[Start Data block]
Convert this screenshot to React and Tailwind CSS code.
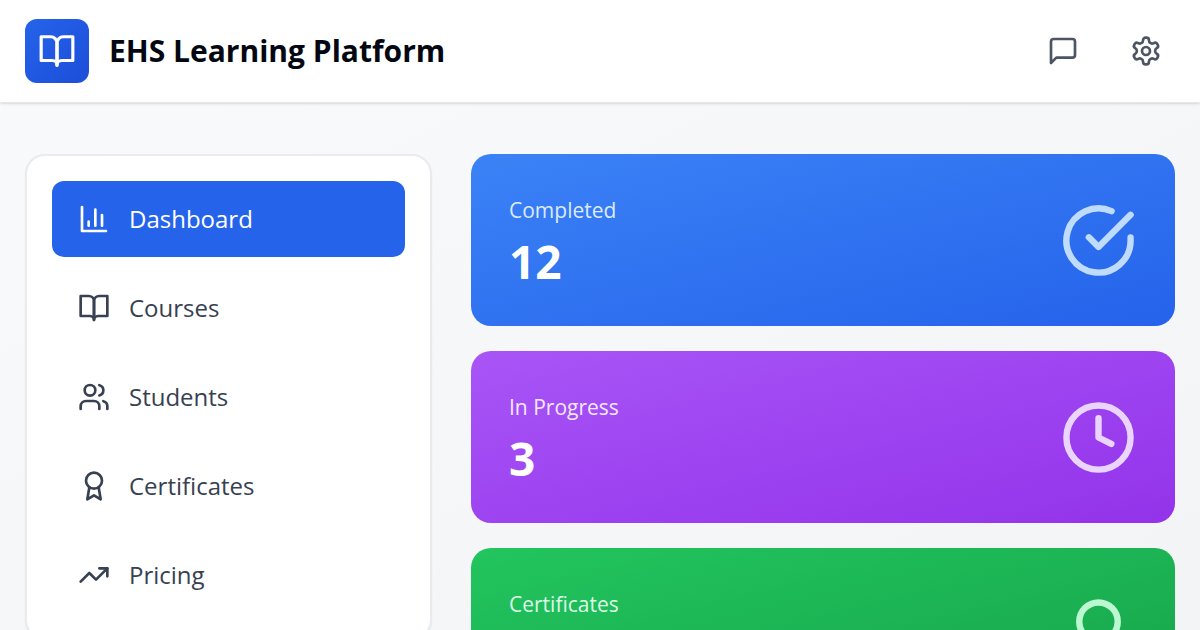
function Icon({ className, strokeWidth = 2, children }) {
  return (
    <svg
      className={className}
      viewBox="0 0 24 24"
      fill="none"
      stroke="currentColor"
      strokeWidth={strokeWidth}
      strokeLinecap="round"
      strokeLinejoin="round"
      aria-hidden="true"
    >
      {children}
    </svg>
  );
}

const book = (
  <>
    <path d="M2 3h6a4 4 0 0 1 4 4v14a3 3 0 0 0-3-3H2z" />
    <path d="M22 3h-6a4 4 0 0 0-4 4v14a3 3 0 0 1 3-3h7z" />
  </>
);
const chart = (
  <>
    <path d="M3 3v18h18" />
    <path d="M18 17V9" />
    <path d="M13 17V5" />
    <path d="M8 17v-3" />
  </>
);
const users = (
  <>
    <path d="M16 21v-2a4 4 0 0 0-4-4H6a4 4 0 0 0-4 4v2" />
    <circle cx="9" cy="7" r="4" />
    <path d="M22 21v-2a4 4 0 0 0-3-3.87" />
    <path d="M16 3.13a4 4 0 0 1 0 7.75" />
  </>
);
const award = (
  <>
    <circle cx="12" cy="8" r="6" />
    <path d="M15.477 12.89 17 22l-5-3-5 3 1.523-9.11" />
  </>
);
const trending = (
  <>
    <polyline points="22 7 13.5 15.5 8.5 10.5 2 17" />
    <polyline points="16 7 22 7 22 13" />
  </>
);
const message = (
  <path d="M21 15a2 2 0 0 1-2 2H7l-4 4V5a2 2 0 0 1 2-2h14a2 2 0 0 1 2 2z" />
);
const gear = (
  <>
    <path d="M12.22 2h-.44a2 2 0 0 0-2 2v.18a2 2 0 0 1-1 1.73l-.43.25a2 2 0 0 1-2 0l-.15-.08a2 2 0 0 0-2.73.73l-.22.38a2 2 0 0 0 .73 2.73l.15.1a2 2 0 0 1 1 1.72v.51a2 2 0 0 1-1 1.74l-.15.09a2 2 0 0 0-.73 2.73l.22.38a2 2 0 0 0 2.73.73l.15-.08a2 2 0 0 1 2 0l.43.25a2 2 0 0 1 1 1.73V20a2 2 0 0 0 2 2h.44a2 2 0 0 0 2-2v-.18a2 2 0 0 1 1-1.73l.43-.25a2 2 0 0 1 2 0l.15.08a2 2 0 0 0 2.73-.73l.22-.39a2 2 0 0 0-.73-2.73l-.15-.08a2 2 0 0 1-1-1.74v-.5a2 2 0 0 1 1-1.74l.15-.09a2 2 0 0 0 .73-2.73l-.22-.38a2 2 0 0 0-2.73-.73l-.15.08a2 2 0 0 1-2 0l-.43-.25a2 2 0 0 1-1-1.73V4a2 2 0 0 0-2-2z" />
    <circle cx="12" cy="12" r="3" />
  </>
);
const check = (
  <>
    <path d="M22 11.08V12a10 10 0 1 1-5.93-9.14" />
    <path d="m9 11 3 3L22 4" />
  </>
);
const clock = (
  <>
    <circle cx="12" cy="12" r="10" />
    <polyline points="12 6 12 12 16 14" />
  </>
);

const navItems = [
  { label: "Dashboard", icon: chart, active: true },
  { label: "Courses", icon: book },
  { label: "Students", icon: users },
  { label: "Certificates", icon: award },
  { label: "Pricing", icon: trending },
];

const stats = [
  { label: "Completed", value: "12", icon: check, card: "from-[#3b82f6] to-[#2563eb]", tone: "text-[#dbeafe]", iconTone: "text-[#bfdbfe]" },
  { label: "In Progress", value: "3", icon: clock, card: "from-[#a855f7] to-[#9333ea]", tone: "text-[#f3e8ff]", iconTone: "text-[#e9d5ff]" },
  { label: "Certificates", value: "", icon: award, card: "from-[#22c55e] to-[#16a34a]", tone: "text-[#dcfce7]", iconTone: "text-[#bbf7d0]" },
];

export default function App() {
  return (
    <div className="h-screen overflow-hidden bg-linear-to-br/srgb from-[#f9fafb] to-[#f3f4f6] font-['Open_Sans','Noto_Sans',sans-serif]">
      <header className="flex items-center justify-between border-b border-[#e5e7eb] bg-white px-[25px] py-[19px] shadow-sm">
        <div className="flex items-center gap-5">
          <div className="flex size-16 items-center justify-center rounded-xl bg-linear-to-br/srgb from-[#2563eb] to-[#1d4ed8]">
            <Icon className="size-[38px] text-white">{book}</Icon>
          </div>
          <h1 className="text-[30px] leading-10 font-bold text-[#030712]">EHS Learning Platform</h1>
        </div>
        <div className="flex items-center gap-[25px]">
          <button type="button" aria-label="Messages" className="rounded-xl p-[13px] text-[#4b5563]">
            <Icon className="size-8">{message}</Icon>
          </button>
          <button type="button" aria-label="Settings" className="rounded-xl p-[13px] text-[#4b5563]">
            <Icon className="size-8">{gear}</Icon>
          </button>
        </div>
      </header>

      <main className="flex items-start gap-[39px] px-[25px] pt-[51px]">
        <aside className="w-[407px] shrink-0 rounded-[20px] border-2 border-[#e9ebee] bg-white p-[25px] shadow-xs">
          <nav className="flex flex-col gap-[13px]">
            {navItems.map(({ label, icon, active }) => (
              <button
                key={label}
                type="button"
                className={`flex h-[76px] w-full items-center gap-[19px] rounded-xl px-[26px] text-left text-2xl ${
                  active ? "bg-[#2563eb] text-white" : "text-[#374151]"
                }`}
              >
                <Icon className="size-8">{icon}</Icon>
                <span>{label}</span>
              </button>
            ))}
          </nav>
        </aside>

        <section className="flex min-w-0 flex-1 flex-col gap-[25px]">
          {stats.map(({ label, value, icon, card, tone, iconTone }) => (
            <article
              key={label}
              className={`flex h-[172px] items-center justify-between rounded-[20px] bg-linear-to-br/srgb px-[38px] ${card}`}
            >
              <div className="flex flex-col gap-[6px] pt-1">
                <p className={`text-[21px] leading-8 ${tone}`}>{label}</p>
                <p className="min-h-[58px] text-[46px] leading-[58px] font-bold text-white">{value}</p>
              </div>
              <Icon className={`size-[77px] ${iconTone}`}>{icon}</Icon>
            </article>
          ))}
        </section>
      </main>
    </div>
  );
}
[End Data block]
Goal: Transcribe the material exactly, leaving every picture out.

Full response:
Convert this screenshot to React and Tailwind CSS code.
function Icon({ className, strokeWidth = 2, children }) {
  return (
    <svg
      className={className}
      viewBox="0 0 24 24"
      fill="none"
      stroke="currentColor"
      strokeWidth={strokeWidth}
      strokeLinecap="round"
      strokeLinejoin="round"
      aria-hidden="true"
    >
      {children}
    </svg>
  );
}

const book = (
  <>
    <path d="M2 3h6a4 4 0 0 1 4 4v14a3 3 0 0 0-3-3H2z" />
    <path d="M22 3h-6a4 4 0 0 0-4 4v14a3 3 0 0 1 3-3h7z" />
  </>
);
const chart = (
  <>
    <path d="M3 3v18h18" />
    <path d="M18 17V9" />
    <path d="M13 17V5" />
    <path d="M8 17v-3" />
  </>
);
const users = (
  <>
    <path d="M16 21v-2a4 4 0 0 0-4-4H6a4 4 0 0 0-4 4v2" />
    <circle cx="9" cy="7" r="4" />
    <path d="M22 21v-2a4 4 0 0 0-3-3.87" />
    <path d="M16 3.13a4 4 0 0 1 0 7.75" />
  </>
);
const award = (
  <>
    <circle cx="12" cy="8" r="6" />
    <path d="M15.477 12.89 17 22l-5-3-5 3 1.523-9.11" />
  </>
);
const trending = (
  <>
    <polyline points="22 7 13.5 15.5 8.5 10.5 2 17" />
    <polyline points="16 7 22 7 22 13" />
  </>
);
const message = (
  <path d="M21 15a2 2 0 0 1-2 2H7l-4 4V5a2 2 0 0 1 2-2h14a2 2 0 0 1 2 2z" />
);
const gear = (
  <>
    <path d="M12.22 2h-.44a2 2 0 0 0-2 2v.18a2 2 0 0 1-1 1.73l-.43.25a2 2 0 0 1-2 0l-.15-.08a2 2 0 0 0-2.73.73l-.22.38a2 2 0 0 0 .73 2.73l.15.1a2 2 0 0 1 1 1.72v.51a2 2 0 0 1-1 1.74l-.15.09a2 2 0 0 0-.73 2.73l.22.38a2 2 0 0 0 2.73.73l.15-.08a2 2 0 0 1 2 0l.43.25a2 2 0 0 1 1 1.73V20a2 2 0 0 0 2 2h.44a2 2 0 0 0 2-2v-.18a2 2 0 0 1 1-1.73l.43-.25a2 2 0 0 1 2 0l.15.08a2 2 0 0 0 2.73-.73l.22-.39a2 2 0 0 0-.73-2.73l-.15-.08a2 2 0 0 1-1-1.74v-.5a2 2 0 0 1 1-1.74l.15-.09a2 2 0 0 0 .73-2.73l-.22-.38a2 2 0 0 0-2.73-.73l-.15.08a2 2 0 0 1-2 0l-.43-.25a2 2 0 0 1-1-1.73V4a2 2 0 0 0-2-2z" />
    <circle cx="12" cy="12" r="3" />
  </>
);
const check = (
  <>
    <path d="M22 11.08V12a10 10 0 1 1-5.93-9.14" />
    <path d="m9 11 3 3L22 4" />
  </>
);
const clock = (
  <>
    <circle cx="12" cy="12" r="10" />
    <polyline points="12 6 12 12 16 14" />
  </>
);

const navItems = [
  { label: "Dashboard", icon: chart, active: true },
  { label: "Courses", icon: book },
  { label: "Students", icon: users },
  { label: "Certificates", icon: award },
  { label: "Pricing", icon: trending },
];

const stats = [
  { label: "Completed", value: "12", icon: check, card: "from-[#3b82f6] to-[#2563eb]", tone: "text-[#dbeafe]", iconTone: "text-[#bfdbfe]" },
  { label: "In Progress", value: "3", icon: clock, card: "from-[#a855f7] to-[#9333ea]", tone: "text-[#f3e8ff]", iconTone: "text-[#e9d5ff]" },
  { label: "Certificates", value: "", icon: award, card: "from-[#22c55e] to-[#16a34a]", tone: "text-[#dcfce7]", iconTone: "text-[#bbf7d0]" },
];

export default function App() {
  return (
    <div className="h-screen overflow-hidden bg-linear-to-br/srgb from-[#f9fafb] to-[#f3f4f6] font-['Open_Sans','Noto_Sans',sans-serif]">
      <header className="flex items-center justify-between border-b border-[#e5e7eb] bg-white px-[25px] py-[19px] shadow-sm">
        <div className="flex items-center gap-5">
          <div className="flex size-16 items-center justify-center rounded-xl bg-linear-to-br/srgb from-[#2563eb] to-[#1d4ed8]">
            <Icon className="size-[38px] text-white">{book}</Icon>
          </div>
          <h1 className="text-[30px] leading-10 font-bold text-[#030712]">EHS Learning Platform</h1>
        </div>
        <div className="flex items-center gap-[25px]">
          <button type="button" aria-label="Messages" className="rounded-xl p-[13px] text-[#4b5563]">
            <Icon className="size-8">{message}</Icon>
          </button>
          <button type="button" aria-label="Settings" className="rounded-xl p-[13px] text-[#4b5563]">
            <Icon className="size-8">{gear}</Icon>
          </button>
        </div>
      </header>

      <main className="flex items-start gap-[39px] px-[25px] pt-[51px]">
        <aside className="w-[407px] shrink-0 rounded-[20px] border-2 border-[#e9ebee] bg-white p-[25px] shadow-xs">
          <nav className="flex flex-col gap-[13px]">
            {navItems.map(({ label, icon, active }) => (
              <button
                key={label}
                type="button"
                className={`flex h-[76px] w-full items-center gap-[19px] rounded-xl px-[26px] text-left text-2xl ${
                  active ? "bg-[#2563eb] text-white" : "text-[#374151]"
                }`}
              >
                <Icon className="size-8">{icon}</Icon>
                <span>{label}</span>
              </button>
            ))}
          </nav>
        </aside>

        <section className="flex min-w-0 flex-1 flex-col gap-[25px]">
          {stats.map(({ label, value, icon, card, tone, iconTone }) => (
            <article
              key={label}
              className={`flex h-[172px] items-center justify-between rounded-[20px] bg-linear-to-br/srgb px-[38px] ${card}`}
            >
              <div className="flex flex-col gap-[6px] pt-1">
                <p className={`text-[21px] leading-8 ${tone}`}>{label}</p>
                <p className="min-h-[58px] text-[46px] leading-[58px] font-bold text-white">{value}</p>
              </div>
              <Icon className={`size-[77px] ${iconTone}`}>{icon}</Icon>
            </article>
          ))}
        </section>
      </main>
    </div>
  );
}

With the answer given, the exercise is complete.